A disgruntled vendor who ran the sushi counter at Kroger’s grocery store on the outskirts of Memphis, Tennessee, had opened fire, killing one and injuring more than a dozen, before turning the gun on himself.
The next day, a lieutenant with the department held a briefing in which he was asked for more details about the shooter.
Instead of saying his name, Lt David Townsend held up a piece of yellow paper with the gunman’s name, Uk Thang, and date of birth.
“The police here were very reticent to reveal the shooter’s name,” Thomas Hrach, an associate professor of journalism at the University of Memphis, told The Independent.
“I noticed there wasn’t a lot of coverage on who this person was.”
Prof Hrach has studied media coverage in the week after mass shootings from Columbine in 1999 to the killings at a FedEx operation in Indianapolis in 2021.
He says he detected a turning point after the Sandy Hook shooting in 2012.
“There seemed to be a recognition that giving people publicity for this feeds into the reason that they’re doing it.”
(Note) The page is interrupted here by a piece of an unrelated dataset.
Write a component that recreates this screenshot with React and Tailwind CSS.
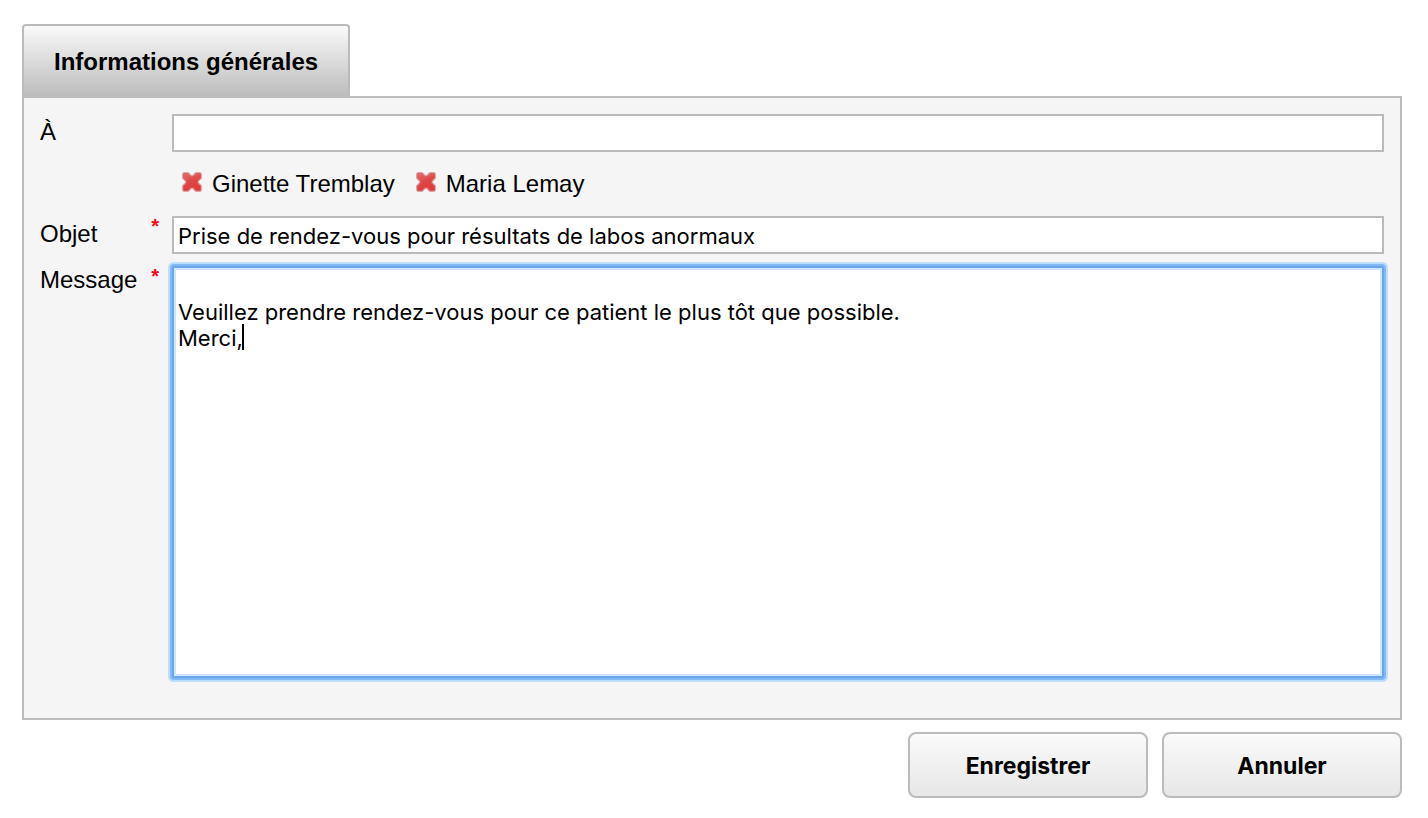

Since then, he believes the news media has made more of a conscious effort to minimise use of killers’ names.
Still, he believes the media’s job is to try to “help the public make sense things that don’t seem to make sense”.
“I’m really torn because I’m a journalist myself,” he says.
”The public has every right to know, and needs to know, who these people are, what their background is, what their motivations are, if we’re ever going to solve this problem.”
Curiosity aside, Prof Lankford implores media outlets to follow guidelines set out by the Society of Professional Journalists’ code of ethics, which calls on reporters to avoid pandering to lurid curiosity, balance the public’s need for information against potential harm, and to always seek to minimise harm.
“Things are getting worse in terms of the frequency of fame-seeking mass shooters both in the US and abroad and the severity or deadliness of their attacks,” Prof Lankford said.
“Changing media coverage would be an important part of trying to push back against this problem.”